All these angles are perfectly within our $0^{\circ} \leq \theta < 360^{\circ}$ range!

**Graphical Verification:**
Imagine drawing two graphs: one for $y = \cot(2\theta)$ and another for $y = \sqrt{3}$.
The graph of $y = \sqrt{3}$ is just a straight horizontal line, because $\sqrt{3}$ is a constant value (about 1.732).
The graph of $y = \cot(2\theta)$ is a wobbly, repeating curve.
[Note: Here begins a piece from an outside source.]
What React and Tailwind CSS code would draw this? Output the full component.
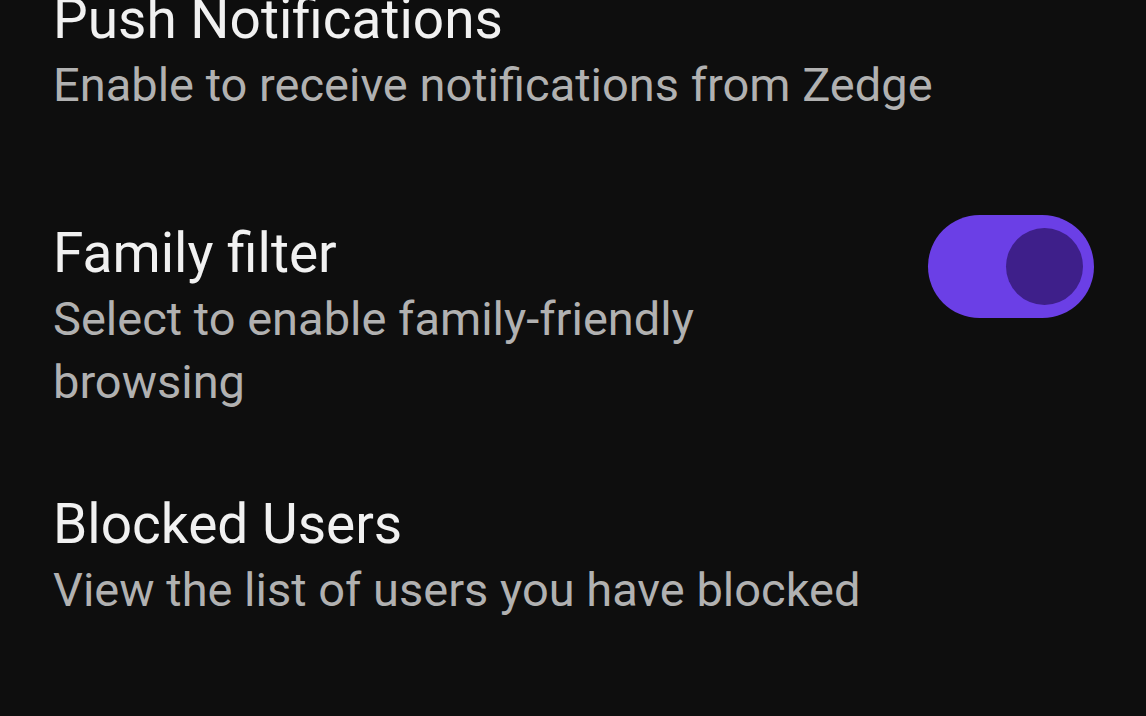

Since the period of $\cot(x)$ is $180^{\circ}$, the period of $\cot(2\theta)$ is $180^{\circ}/2 = 90^{\circ}$. This means the graph repeats every $90^{\circ}$.
In the range $0^{\circ} \leq \theta < 360^{\circ}$, we will see four full cycles of the $\cot(2\theta)$ graph ($360^{\circ} \div 90^{\circ} = 4$). In each cycle, the cotangent function goes through all its positive values once and all its negative values once. Specifically, for $\cot(x) = \sqrt{3}$, it crosses this positive value once in the first "half" of its period (where it's positive). Since our graph of $\cot(2\theta)$ completes 4 periods in the given range, and in each period it passes through positive values, it will cross the line $y=\sqrt{3}$ exactly 4 times. These 4 intersection points correspond to our 4 solutions: $15^{\circ}, 105^{\circ}, 195^{\circ}, 285^{\circ}$! It all matches up!